Isfahán, la plaza más bella de Irán
La plaza del Imán de Isfahán es la más grande de Irán y una de las de mayor superficie de todo el mundo. Un maravilloso espacio urbano al que los iraníes acuden a hacer pic-nic o a montar en calesa. Una visita imprescindible en todo viaje por Irán.
Si como aseguraba el arquitecto estadounidense Phillips Johnson, “la arquitectura es el arte de derrochar espacio”, los urbanistas del Sha Abbas, el monarca safávida que regía los destinos de Persia en el siglo XVII, lo derrocharon a conciencia. Nagshs-e-Jahan, la plaza del Imán, es la más excelsa demostración del urbanismo civil persa. Un gigantesco espacio urbano, de 510 metros de largo por 165 de ancho, hecho para impresionar. Uno de esos lugares obligatorios en la agenda de todo viaje por Irán.

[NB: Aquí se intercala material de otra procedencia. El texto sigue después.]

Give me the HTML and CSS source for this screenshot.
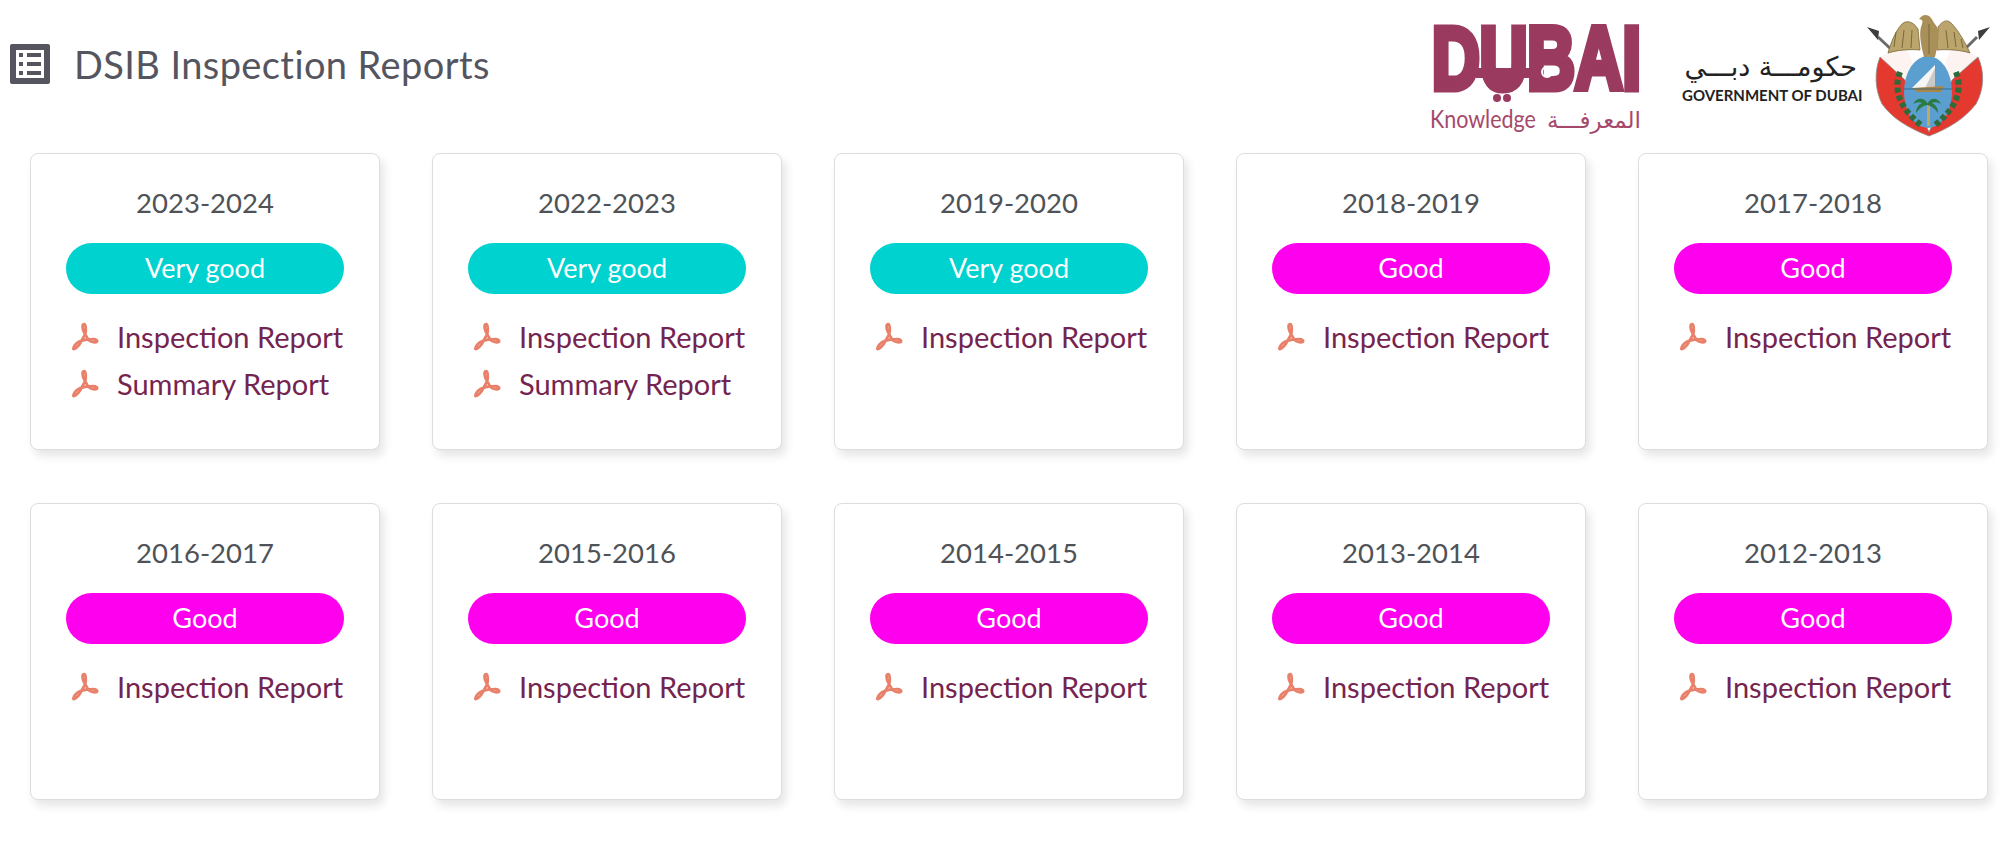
FILE: index.html
```html
<!DOCTYPE html>
<html lang="en">
<head>
<meta charset="utf-8">
<title>DSIB Inspection Reports</title>
<link rel="stylesheet" href="styles.css">
</head>
<body>
<svg class="defs" width="0" height="0" aria-hidden="true">
  <symbol id="pdf" viewBox="0 0 28 28">
    <path d="M14 2c-2 0-1.500 4.500 0 7.500l4 7c2 2 6 3 8 2 1-1-1-2.500-3-2.500-4 0-9 .5-13 2-3 1-6 5-6 7 1 1 4-1.500 6-4.500l5-9c1-3 1-9.500-1-9.500z" fill="none" stroke="#e8806a" stroke-width="2.600" stroke-linejoin="round"/>
  </symbol>
</svg>
<header class="top">
  <h1 class="title">
    <svg class="list-icon" viewBox="0 0 40 40"><rect width="40" height="40" rx="2" fill="#55555f"/><rect x="6" y="6" width="28" height="28" fill="#fff"/><path d="M9 9h4v4H9zM9 18h4v4H9zM9 27h4v4H9zM17 9h14v4H17zM17 18h14v4H17zM17 27h14v4H17z" fill="#55555f"/></svg>
    <span>DSIB Inspection Reports</span>
  </h1>
  <div class="logos">
    <svg class="logo-dubai" width="212" height="126" viewBox="0 -14 212 126">
      <text class="dubai-word" transform="translate(2 67) scale(.75 1)">DUBAI</text>
      <path d="M46 46h60v10H46z" fill="#9b3a5f"/>
      <circle cx="117" cy="50" r="5" fill="none" stroke="#fff" stroke-width="2"/>
      <circle cx="67" cy="76" r="4" fill="#9b3a5f"/><circle cx="77" cy="76" r="4" fill="#9b3a5f"/>
      <text class="know-word" transform="translate(0 106) scale(.86 1)">Knowledge</text>
      <text class="know-ar" x="211" y="106" text-anchor="end">المعرفـــة</text>
    </svg>
    <div class="gov">
      <div class="gov-ar">حكومـــة دبـــي</div>
      <div class="gov-en">GOVERNMENT OF DUBAI</div>
    </div>
    <svg class="crest" width="135" height="130" viewBox="0 0 135 130">
      <path d="M18 27l29 27" stroke="#6b6b6b" stroke-width="3" fill="none"/>
      <path d="M117 27l-27 27" stroke="#6b6b6b" stroke-width="3" fill="none"/>
      <path d="M7 17l12 4-1 9z" fill="#3d3d3d"/><path d="M130 17l-12 4 1 9z" fill="#3d3d3d"/>
      <path d="M20 47L45 34 60 70 40 70zM118 47L93 34 78 70 98 70z" fill="#fdf3f0"/>
      <path d="M20 47C14 62 15 80 22 94c10 14 26 24 47 32 21-8 36-18 47-32 8-14 9-32 2-47L92 70 69 122 45 70z" fill="#e3392f" stroke="#8f8f8f" stroke-width=".8"/>
      <ellipse cx="68" cy="82" rx="24" ry="36" fill="#5b9fd0"/>
      <path d="M75 55L52 78h23z" fill="#f5f5f5"/><path d="M75 58l-10 20h10z" fill="#c9c9c9"/>
      <path d="M52 78l32-2-3 6H57z" fill="#ab8647"/><path d="M44 79h48" stroke="#2c5f86" stroke-width=".8"/>
      <path d="M67 93h3v23h-3z" fill="#bfa765"/>
      <path d="M68 94c-4-7-11-7-15 0 4-2 7-2 9-1-4 2-6 5-6 10 3-4 6-7 11-8 5 1 8 4 11 8 0-5-2-8-6-10 2-1 5-1 9 1-4-7-10-7-14 0z" fill="#2c7a44"/>
      <path d="M40 62c-6 16-3 34 22 54M96 62c6 16 3 34-22 54" fill="none" stroke="#2f6a3a" stroke-width="6" stroke-dasharray="5 3"/>
      <path d="M58 19C53 11 46 10 42 14 36 20 31 32 28 43c9-3 22-4 32-3zM78 17c5-7 10-8 14-3 6 6 13 18 18 29-9-3-23-4-33-3z" fill="#bba56c" stroke="#7a683a" stroke-width=".8"/>
      <path d="M62 6c3-2 7-1 9 2 2 3 3 5 6 9 3 8 1 18-2 30h-11c-3-12-5-22-3-30 1-3 2-5 1-7l-3-1z" fill="#a98f58"/>
      <path d="M36 22l-2 15M44 20l-2 18M52 20l-1 18M86 20l2 18M94 22l2 15M101 29l2 9M69 14v30" stroke="#7a683a" stroke-width="1" fill="none"/>
    </svg>
  </div>
</header>
<main class="cards">
  <article class="card"><h2 class="year">2023-2024</h2><div class="pill vg">Very good</div><a class="link"><svg class="pdf"><use href="#pdf"/></svg>Inspection Report</a><a class="link"><svg class="pdf"><use href="#pdf"/></svg>Summary Report</a></article>
  <article class="card"><h2 class="year">2022-2023</h2><div class="pill vg">Very good</div><a class="link"><svg class="pdf"><use href="#pdf"/></svg>Inspection Report</a><a class="link"><svg class="pdf"><use href="#pdf"/></svg>Summary Report</a></article>
  <article class="card"><h2 class="year">2019-2020</h2><div class="pill vg">Very good</div><a class="link"><svg class="pdf"><use href="#pdf"/></svg>Inspection Report</a></article>
  <article class="card"><h2 class="year">2018-2019</h2><div class="pill good">Good</div><a class="link"><svg class="pdf"><use href="#pdf"/></svg>Inspection Report</a></article>
  <article class="card"><h2 class="year">2017-2018</h2><div class="pill good">Good</div><a class="link"><svg class="pdf"><use href="#pdf"/></svg>Inspection Report</a></article>
  <article class="card"><h2 class="year">2016-2017</h2><div class="pill good">Good</div><a class="link"><svg class="pdf"><use href="#pdf"/></svg>Inspection Report</a></article>
  <article class="card"><h2 class="year">2015-2016</h2><div class="pill good">Good</div><a class="link"><svg class="pdf"><use href="#pdf"/></svg>Inspection Report</a></article>
  <article class="card"><h2 class="year">2014-2015</h2><div class="pill good">Good</div><a class="link"><svg class="pdf"><use href="#pdf"/></svg>Inspection Report</a></article>
  <article class="card"><h2 class="year">2013-2014</h2><div class="pill good">Good</div><a class="link"><svg class="pdf"><use href="#pdf"/></svg>Inspection Report</a></article>
  <article class="card"><h2 class="year">2012-2013</h2><div class="pill good">Good</div><a class="link"><svg class="pdf"><use href="#pdf"/></svg>Inspection Report</a></article>
</main>
</body>
</html>
```
FILE: styles.css
```css
* { box-sizing: border-box; }
html, body { margin: 0; background: #fff; }
body { font-family: "Lato", "Noto Sans", sans-serif; color: #4f4f57; width: 2001px; height: 850px; overflow: hidden; }
.defs { position: absolute; }
.top { display: flex; justify-content: space-between; align-items: flex-start; height: 153px; padding: 8px 6px 0 10px; }
.title { display: flex; align-items: center; gap: 24px; margin: 36px 0 0; font-size: 38px; font-weight: 400; line-height: 40px; letter-spacing: .4px; color: #55555f; }
.list-icon { width: 40px; height: 40px; flex: none; }
.logos { display: flex; align-items: flex-start; }
.logo-dubai { flex: none; margin-right: 40px; }
.dubai-word { font-family: "Liberation Sans", sans-serif; font-weight: 700; font-size: 88px; fill: #9b3a5f; stroke: #9b3a5f; stroke-width: 7; }
.know-word { font-family: "Lato", sans-serif; font-size: 25px; fill: #a5496b; }
.know-ar { font-family: "DejaVu Sans", sans-serif; font-size: 23px; fill: #a5496b; }
.gov { flex: none; width: 175px; margin: 40px 3px 0 0; text-align: right; color: #222; }
.gov-ar { font-family: "DejaVu Sans", sans-serif; font-size: 27px; line-height: 38px; white-space: nowrap; }
.gov-en { font-family: "Lato", sans-serif; font-size: 15px; font-weight: 700; line-height: 18px; white-space: nowrap; }
.crest { flex: none; margin-top: 2px; }
.cards { display: grid; grid-template-columns: repeat(5, 350px); grid-auto-rows: 297px; column-gap: 52px; row-gap: 53px; padding-left: 30px; }
.card { display: flex; flex-direction: column; padding: 29px 35px 0; background: #fff; border: 1px solid #ddd; border-radius: 8px; box-shadow: 4px 6px 10px rgba(0,0,0,.1); }
.year { margin: 0 0 20px; font-size: 27.5px; font-weight: 400; line-height: 40px; text-align: center; color: #4f5357; }
.pill { height: 51px; margin-bottom: 19px; border-radius: 26px; color: #fff; font-size: 27px; line-height: 50px; text-align: center; }
.vg { background: #00d2cf; }
.good { background: #ff00ee; }
.link { display: flex; align-items: center; gap: 18px; height: 47px; padding-left: 3px; font-size: 29px; color: #75244f; white-space: nowrap; }
.pdf { width: 30px; height: 30px; flex: none; }
```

La plaza no es solo una demostración de tamaño. Lo es también de armonía. Sus cuatro frentes están recorridos por una misma fachada de dos alturas, con puertas idénticas coronadas por el arco persa en la planta baja, y arcos ciegos del mismo estilo, en la superior. Los cuatro único elementos que rompen la simetría de las arcadas están también colocados de manera estratégica: la inconmensurable mezquita del Imán –toda recubierta de azulejos vidriados- tiene enfrente la puerta monumental del bazar. Y la más pequeña pero no menos trabajada mezquita Lotfollah queda justo enfrente del palacio Ali Qapu, la residencia real, a cuyo balcón conviene subir al atardecer para deleitarse con el espectáculo de la cortina de luz dorada apagándose mientras lame lentamente los arcos de la fachada.
La solemnidad de los edificios de Nagshs-e-Jahan contrasta con el jolgorio popular que se vive en ella. A los iraníes les encanta hacer pic-nic. Y una hermosa plaza como ésta, con el suelo de mullida hierba, es un lugar perfecto. Nagshs-e-Jahan es un bazar a cielo abierto de las intimidades populares. Si el clima acompaña, se ven familias enteras tumbadas sobre alfombras en la hierba. Chicas modernas, llegadas probablemente de Teherán, con el pañuelo prendido de manera imposible en el moño y más maquillaje que una fallera, comprando gafas de sol en alguna de las tiendas del bazar. Hay largas colas para montar en unas trasnochadas calesas que dan una vuelta rápida a la plaza. Y colas también frente a las heladerías; los iraníes se pirran por el helado. Y por el fast food. Hay niños corriendo y parejas de novios inmortalizándose con un palo-selfie. Hay turistas locales y casi igual numero de vendedores de alfombras. Hay bullicio, hay calor, y mucho color. Hay tiendas de especias, de joyas, de cerámicas, de telas... tan recargadas de género que la clientela tiene que pedir la mercancía desde el exterior. Del bazar, que empieza en la plaza y se prolonga por otros cinco kilómetros de callejuelas abovedadas, entra y sale una multitud compacta como en la boca de un metro en hora punta.
Nagshs-e-Jahan, la gran plaza de Isfahán, es el teatrillo de las variedades mundanas iraníes. Un lugar hecho para la solemnidad donde sin embargo se escenifica a diario la colorida existencia de un país del que los occidentales pensamos erróneamente que es todo negro.